Dreamers in limbo after Trump scraps DACA

Tomás Pendola arrived in Miami aged 10, after his parents fled Argentina in 2001 during the financial crisis. Now, 16 years later, he may be forced out of the United States.

Tomás Pendola, a chemistry teacher at one of Florida’s best high schools, arrived in Miami at the age of 10 and now feels more  a US citizen than an Argentine one. But his way of life and his plans for the future have been drastically altered, thanks to a  stroke of Donald Trump’s pen.

The president on Tuesday said his administration would scrap the so-called Deferred Action for Childhood Arrivals (DACA)  programme but would give Congress six months to take action on it.

The scheme, established by former US president Barack Obama in 2012 has protected from deportation some 800,000 people who arrived in the county illegally as minors. These are people who had no say in the decision to jump the border fence or  overstay their visas, as Tomás’ parents did.

His family emigrated in 2001, fleeing the financial crisis that had pushed half of Argentina below the poverty line. Tomas was a  child. Now, 16 years later, he is a professional who educates 150 students at MAST Academy, a prestigious Miami high school dubbed “the Harvard of secondary schools.” But he is living in migratory limbo.

“You feel trapped. You are free, but you have so many limitations that you basically feel trapped,” he said, telling his story in the  Little Havana apartment he shares with his father, a carpenter who has no papers. Tomas gave the example of The Terminal, the  2004 film in which the main character is trapped in an airport. “That’s kind of how people who were brought here when they  were young feel.

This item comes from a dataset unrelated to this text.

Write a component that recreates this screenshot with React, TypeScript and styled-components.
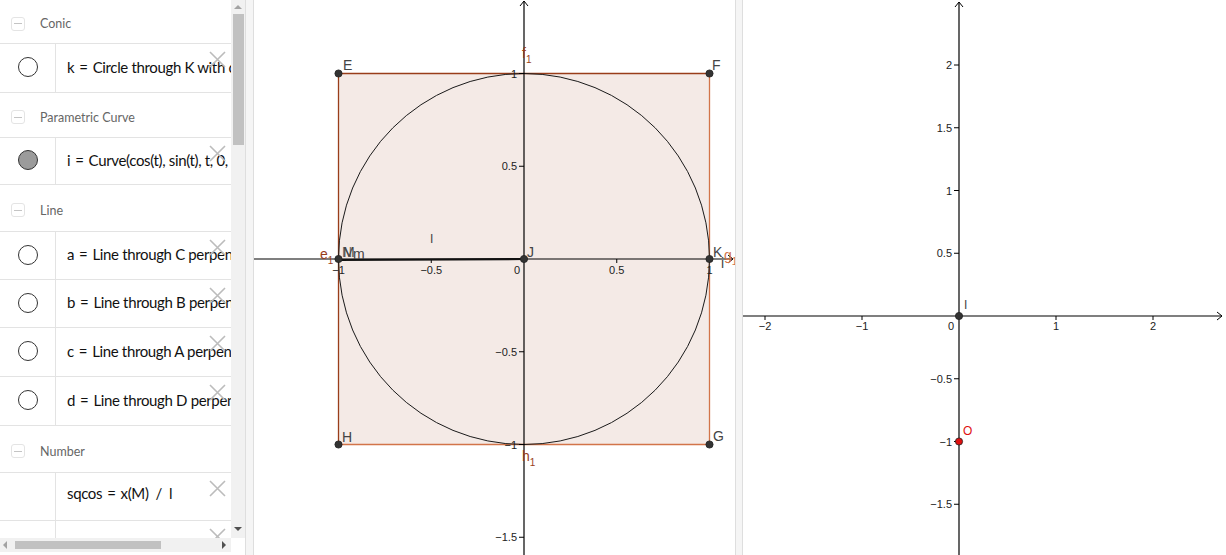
import React from "react";
import styled, { createGlobalStyle } from "styled-components";

const GlobalStyle = createGlobalStyle`
  html, body {
    margin: 0;
    padding: 0;
    background: #fff;
  }
  body {
    width: 1226px;
    height: 555px;
    overflow: hidden;
    font-family: "Lato", "Liberation Sans", sans-serif;
  }
`;

const Shell = styled.div`
  display: flex;
  width: 1226px;
  height: 555px;
`;

/* ---------- algebra view ---------- */

const AlgebraPane = styled.div`
  display: grid;
  grid-template-columns: 231px 14px;
  grid-template-rows: 538px 14px;
  width: 245px;
  flex-shrink: 0;
`;

const AlgebraList = styled.div`
  overflow: hidden;
  background: #fff;
`;

const GroupHeader = styled.div<{ $h: number }>`
  height: ${(p) => p.$h}px;
  display: flex;
  align-items: center;
  gap: 15px;
  padding: 4px 0 0 11px;
  box-sizing: border-box;
  border-bottom: 1px solid #e3e3e3;
  font-size: 12.5px;
  color: #666;
`;

const Toggle = styled.span`
  width: 14px;
  height: 14px;
  box-sizing: border-box;
  border: 1px solid #e4e4e4;
  border-radius: 3px;
  display: flex;
  align-items: center;
  justify-content: center;
  &::before {
    content: "";
    width: 8px;
    height: 1px;
    background: #c4c4c4;
  }
`;

const ItemRow = styled.div<{ $h: number }>`
  position: relative;
  height: ${(p) => p.$h}px;
  display: flex;
  box-sizing: border-box;
  border-bottom: 1px solid #e3e3e3;
`;

const MarkerCell = styled.div`
  width: 56px;
  flex-shrink: 0;
  border-right: 1px solid #e3e3e3;
  display: flex;
  align-items: center;
  justify-content: center;
  padding-bottom: 2px;
  box-sizing: border-box;
`;

const Marker = styled.span<{ $filled?: boolean }>`
  width: 20px;
  height: 20px;
  box-sizing: border-box;
  border-radius: 50%;
  border: 1.4px solid #333;
  background: ${(p) => (p.$filled ? "#9b9b9b" : "#fff")};
`;

const Formula = styled.div<{ $lift: number }>`
  flex: 1;
  min-width: 0;
  padding: 0 0 ${(p) => p.$lift}px 11px;
  display: flex;
  align-items: center;
  white-space: pre;
  overflow: hidden;
  font-size: 15px;
  letter-spacing: -0.35px;
  color: #111;
`;

const Eq = styled.span`
  margin: 0 5px;
`;

const DeleteX = styled.svg`
  position: absolute;
  right: 5px;
  top: 7px;
  width: 17px;
  height: 17px;
`;

const VScroll = styled.div`
  background: #f1f1f1;
  display: flex;
  flex-direction: column;
  align-items: center;
`;

const HScroll = styled.div`
  background: #f1f1f1;
  display: flex;
  align-items: center;
`;

const Corner = styled.div`
  background: #fff;
`;

const ArrowUp = styled.span<{ $dark?: boolean }>`
  margin-top: 5px;
  width: 0;
  height: 0;
  border-left: 4px solid transparent;
  border-right: 4px solid transparent;
  border-bottom: 4px solid ${(p) => (p.$dark ? "#505050" : "#a3a3a3")};
`;

const ArrowDown = styled.span<{ $dark?: boolean }>`
  margin-top: auto;
  margin-bottom: 7px;
  width: 0;
  height: 0;
  border-left: 4px solid transparent;
  border-right: 4px solid transparent;
  border-top: 4px solid ${(p) => (p.$dark ? "#505050" : "#a3a3a3")};
`;

const ArrowLeft = styled.span<{ $dark?: boolean }>`
  margin-left: 3px;
  width: 0;
  height: 0;
  border-top: 4px solid transparent;
  border-bottom: 4px solid transparent;
  border-right: 4px solid ${(p) => (p.$dark ? "#505050" : "#a3a3a3")};
`;

const ArrowRight = styled.span<{ $dark?: boolean }>`
  margin-left: auto;
  margin-right: 5px;
  width: 0;
  height: 0;
  border-top: 4px solid transparent;
  border-bottom: 4px solid transparent;
  border-left: 4px solid ${(p) => (p.$dark ? "#505050" : "#a3a3a3")};
`;

const VThumb = styled.div`
  margin-top: 5px;
  width: 11px;
  height: 131px;
  background: #c1c1c1;
`;

const HThumb = styled.div`
  margin-left: 8px;
  width: 146px;
  height: 8px;
  background: #c1c1c1;
`;

/* ---------- splitters & graphics ---------- */

const Splitter = styled.div<{ $w: number }>`
  width: ${(p) => p.$w}px;
  flex-shrink: 0;
  box-sizing: border-box;
  background: #f5f5f5;
  border-left: 1px solid #dedede;
  border-right: 1px solid #dedede;
`;

const Graphics = styled.svg<{ $w: number }>`
  display: block;
  width: ${(p) => p.$w}px;
  height: 555px;
  flex-shrink: 0;
  background: #fff;
  font-family: "Liberation Sans", Arial, sans-serif;
`;

type Entry =
  | { kind: "group"; label: string; h: number }
  | { kind: "item"; name: string; def: string; h: number; lift?: number; marker?: "open" | "filled" };

const entries: Entry[] = [
  { kind: "group", label: "Conic", h: 44 },
  { kind: "item", name: "k", def: "Circle through K with center J", h: 49, marker: "open" },
  { kind: "group", label: "Parametric Curve", h: 45 },
  { kind: "item", name: "i", def: "Curve(cos(t), sin(t), t, 0, 2π)", h: 47, marker: "filled" },
  { kind: "group", label: "Line", h: 47 },
  { kind: "item", name: "a", def: "Line through C perpendicular to b", h: 48, marker: "open" },
  { kind: "item", name: "b", def: "Line through B perpendicular to c", h: 48, marker: "open" },
  { kind: "item", name: "c", def: "Line through A perpendicular to d", h: 49, marker: "open" },
  { kind: "item", name: "d", def: "Line through D perpendicular to a", h: 49, marker: "open" },
  { kind: "group", label: "Number", h: 47 },
  { kind: "item", name: "sqcos", def: "x(M)  /  l", h: 48, lift: 8 },
  { kind: "item", name: "", def: "", h: 48 },
];

const Cross = () => (
  <DeleteX viewBox="0 0 17 17">
    <path d="M1 1 L16 16 M16 1 L1 16" stroke="#bcbcbc" strokeWidth="1.6" fill="none" />
  </DeleteX>
);

const AlgebraView = () => (
  <AlgebraPane>
    <AlgebraList>
      {entries.map((e, i) =>
        e.kind === "group" ? (
          <GroupHeader key={i} $h={e.h}>
            <Toggle />
            {e.label}
          </GroupHeader>
        ) : (
          <ItemRow key={i} $h={e.h}>
            <MarkerCell>{e.marker && <Marker $filled={e.marker === "filled"} />}</MarkerCell>
            <Formula $lift={e.lift ?? 3}>
              {e.name && (
                <>
                  {e.name}
                  <Eq>=</Eq>
                  {e.def}
                </>
              )}
            </Formula>
            <Cross />
          </ItemRow>
        )
      )}
    </AlgebraList>
    <VScroll>
      <ArrowUp />
      <VThumb />
      <ArrowDown $dark />
    </VScroll>
    <HScroll>
      <ArrowLeft />
      <HThumb />
      <ArrowRight $dark />
    </HScroll>
    <Corner />
  </AlgebraPane>
);

const AX = "#000";
const TICK_TEXT = "#222";
const LABEL = "#444";
const BROWN = "#993d1a";
const ORANGE = "#d27449";

const Dot = ({ x, y, fill = "#333" }: { x: number; y: number; fill?: string }) => (
  <circle cx={x} cy={y} r={3.6} fill={fill} stroke="#222" strokeWidth={0.8} />
);

const SubLabel = ({ x, y, main, sub, color }: { x: number; y: number; main: string; sub: string; color: string }) => (
  <text x={x} y={y} fill={color} fontSize={14}>
    {main}
    <tspan fontSize={10} dy={5}>
      {sub}
    </tspan>
  </text>
);

/* Graphics 1: origin (270,259), 185.5px per unit */
const GraphicsOne = () => {
  const ox = 270;
  const oy = 259;
  const s = 185.5;
  const X = (v: number) => ox + v * s;
  const Y = (v: number) => oy - v * s;
  const xTicks: [number, string][] = [
    [-1, "−1"],
    [-0.5, "−0.5"],
    [0.5, "0.5"],
    [1, "1"],
  ];
  const yTicks: [number, string][] = [
    [1, "1"],
    [0.5, "0.5"],
    [-0.5, "−0.5"],
    [-1, "−1"],
    [-1.5, "−1.5"],
  ];
  return (
    <Graphics $w={481} viewBox="0 0 481 555">
      <rect x={X(-1)} y={Y(1)} width={2 * s} height={2 * s} fill="#f4eae6" />
      <line x1={X(1)} y1={Y(1)} x2={X(1)} y2={Y(-1)} stroke={ORANGE} strokeWidth={1.3} />
      <line x1={X(-1)} y1={Y(-1)} x2={X(1)} y2={Y(-1)} stroke={ORANGE} strokeWidth={1.3} />
      <line x1={X(-1)} y1={Y(1)} x2={X(1)} y2={Y(1)} stroke={BROWN} strokeWidth={1.3} />
      <line x1={X(-1)} y1={Y(1)} x2={X(-1)} y2={Y(-1)} stroke={BROWN} strokeWidth={1.3} />
      <circle cx={ox} cy={oy} r={s} fill="none" stroke="#1a1a1a" strokeWidth={1} />

      {/* axes */}
      <line x1={0} y1={oy} x2={479} y2={oy} stroke={AX} strokeWidth={1.2} />
      <path d={`M474 ${oy - 4} L479 ${oy} L474 ${oy + 4}`} stroke={AX} fill="none" strokeWidth={1} />
      <line x1={ox} y1={555} x2={ox} y2={1} stroke={AX} strokeWidth={1.2} />
      <path d={`M${ox - 4} 6 L${ox} 1 L${ox + 4} 6`} stroke={AX} fill="none" strokeWidth={1} />

      {xTicks.map(([v, t]) => (
        <g key={t}>
          <line x1={X(v)} y1={oy} x2={X(v)} y2={oy + 4} stroke={AX} />
          <text x={X(v)} y={oy + 15} fontSize={11} fill={TICK_TEXT} textAnchor="middle">
            {t}
          </text>
        </g>
      ))}
      <text x={ox - 4} y={oy + 15} fontSize={11} fill={TICK_TEXT} textAnchor="end">
        0
      </text>
      {yTicks.map(([v, t]) => (
        <g key={t}>
          <line x1={ox - 5} y1={Y(v)} x2={ox} y2={Y(v)} stroke={AX} />
          <text x={ox - 7} y={Y(v) + 4} fontSize={11} fill={TICK_TEXT} textAnchor="end">
            {t}
          </text>
        </g>
      ))}

      {/* segment m */}
      <line x1={X(-1)} y1={oy + 1} x2={ox} y2={oy} stroke="#111" strokeWidth={2.2} />

      <Dot x={X(-1)} y={Y(1)} />
      <Dot x={X(1)} y={Y(1)} />
      <Dot x={X(1)} y={Y(-1)} />
      <Dot x={X(-1)} y={Y(-1)} />
      <Dot x={X(-1)} y={oy} />
      <Dot x={ox} y={oy} />
      <Dot x={X(1)} y={oy} />

      <g fontSize={14} fill={LABEL}>
        <text x={89} y={70}>E</text>
        <text x={458} y={70}>F</text>
        <text x={459} y={441}>G</text>
        <text x={88} y={442}>H</text>
        <text x={88} y={257} fill="#666">N</text>
        <text x={89} y={257}>M</text>
        <text x={99} y={259}>m</text>
        <text x={273} y={257}>J</text>
        <text x={459} y={257}>K</text>
        <text x={467} y={268}>i</text>
      </g>
      <text x={176} y={243} fontSize={12} fill={LABEL}>
        I
      </text>
      <SubLabel x={268} y={58} main="f" sub="1" color={BROWN} />
      <SubLabel x={268} y={461} main="h" sub="1" color={BROWN} />
      <SubLabel x={66} y={259} main="e" sub="1" color={BROWN} />
      <SubLabel x={470} y={260} main="g" sub="1" color={ORANGE} />
    </Graphics>
  );
};

/* Graphics 2: origin (216,316), 97px per unit in x, 125.5px in y */
const GraphicsTwo = () => {
  const ox = 216;
  const oy = 316;
  const sx = 97;
  const sy = 125.5;
  const X = (v: number) => ox + v * sx;
  const Y = (v: number) => oy - v * sy;
  const xTicks: [number, string][] = [
    [-2, "−2"],
    [-1, "−1"],
    [1, "1"],
    [2, "2"],
  ];
  const yTicks: [number, string][] = [
    [2, "2"],
    [1.5, "1.5"],
    [1, "1"],
    [0.5, "0.5"],
    [-0.5, "−0.5"],
    [-1, "−1"],
    [-1.5, "−1.5"],
  ];
  return (
    <Graphics $w={483} viewBox="0 0 483 555">
      <line x1={0} y1={oy} x2={479} y2={oy} stroke={AX} strokeWidth={1.2} />
      <path d={`M474 ${oy - 4} L479 ${oy} L474 ${oy + 4}`} stroke={AX} fill="none" strokeWidth={1} />
      <line x1={ox} y1={555} x2={ox} y2={2} stroke={AX} strokeWidth={1.2} />
      <path d={`M${ox - 4} 7 L${ox} 2 L${ox + 4} 7`} stroke={AX} fill="none" strokeWidth={1} />

      {xTicks.map(([v, t]) => (
        <g key={t}>
          <line x1={X(v)} y1={oy} x2={X(v)} y2={oy + 4} stroke={AX} />
          <text x={X(v)} y={oy + 14} fontSize={11} fill={TICK_TEXT} textAnchor="middle">
            {t}
          </text>
        </g>
      ))}
      <text x={ox - 5} y={oy + 14} fontSize={11} fill={TICK_TEXT} textAnchor="end">
        0
      </text>
      {yTicks.map(([v, t]) => (
        <g key={t}>
          <line x1={ox - 5} y1={Y(v)} x2={ox} y2={Y(v)} stroke={AX} />
          <text x={ox - 7} y={Y(v) + 4} fontSize={11} fill={TICK_TEXT} textAnchor="end">
            {t}
          </text>
        </g>
      ))}

      <Dot x={ox} y={oy} />
      <Dot x={ox} y={Y(-1)} fill="#e01010" />
      <text x={221} y={309} fontSize={12} fill={LABEL}>
        I
      </text>
      <text x={220} y={435} fontSize={12} fill="#e01010">
        O
      </text>
    </Graphics>
  );
};

export default function App() {
  return (
    <>
      <GlobalStyle />
      <Shell>
        <AlgebraView />
        <Splitter $w={9} />
        <GraphicsOne />
        <Splitter $w={8} />
        <GraphicsTwo />
      </Shell>
    </>
  );
}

You don’t feel like you belong to your country because most of us don’t remember it,” he said. “And at the same time you grew up in a country where they’re telling you that you don’t belong.”

A livelihood. In June 2012, Obama approved the DACA programme to shield from deportation undocumented immigrants  who arrived before they were 16, a group who have come to be known as “Dreamers.” DACA gave them permission to work or study, and in most states to get drivers’ licences. Before, the “dreamers” were raised as US citizens but worked illegally and  lived under threat of deportation to home countries they barely knew.

“DACA enabled me to have a new life,” said Tomás. But his permit must be renewed every two years and now he’s not sure if  he’ll be able to pursue postgraduate studies in organic chemistry. A Fox News report last week said Trump will stop issuing ‘Dreamers’ with work permits and won’t renew the existing ones. If that happens, DACA beneficiaries could find themselves living in fear once again of immigration round-ups.

“There are some people for whom returning to their countries means death,” said Tomás, contrasting his home country other  Latin American nations like Honduras, Nicaragua and Venezuela are a different story. Over the five years that DACA has been  in effect, young immigrants have opened lines of credit, bought cars and houses and raised children. If the programme is  eliminated, “you are losing your livelihood,” he said.

“You lose your ability to pay off your loans, which not only affects you, it will affect the banks, it affects the economy. Having  thousands of people defaulting on one or two loans, that’s a lot of money,” he said. There is also the psychological impact. “You  feel useless. We feel like we don’t belong. We are scared,” he added.

Claudia Quinones, a community organizer with the group United We Dream, told AFP “there is much uncertainty. But I am  certain that we are going to mobilise until broad measures are approved that protect us and our families.”

For her, as well as for Tomás Pendola, the pressure to eliminate DACA is attributable to a “fascist climate” that has followed Trump’s election. Tomas fears he might eventually end up on the street. “But I’ve been preparing for not having a work permit, saving financially, and I’ll try to figure out my life afterwards.”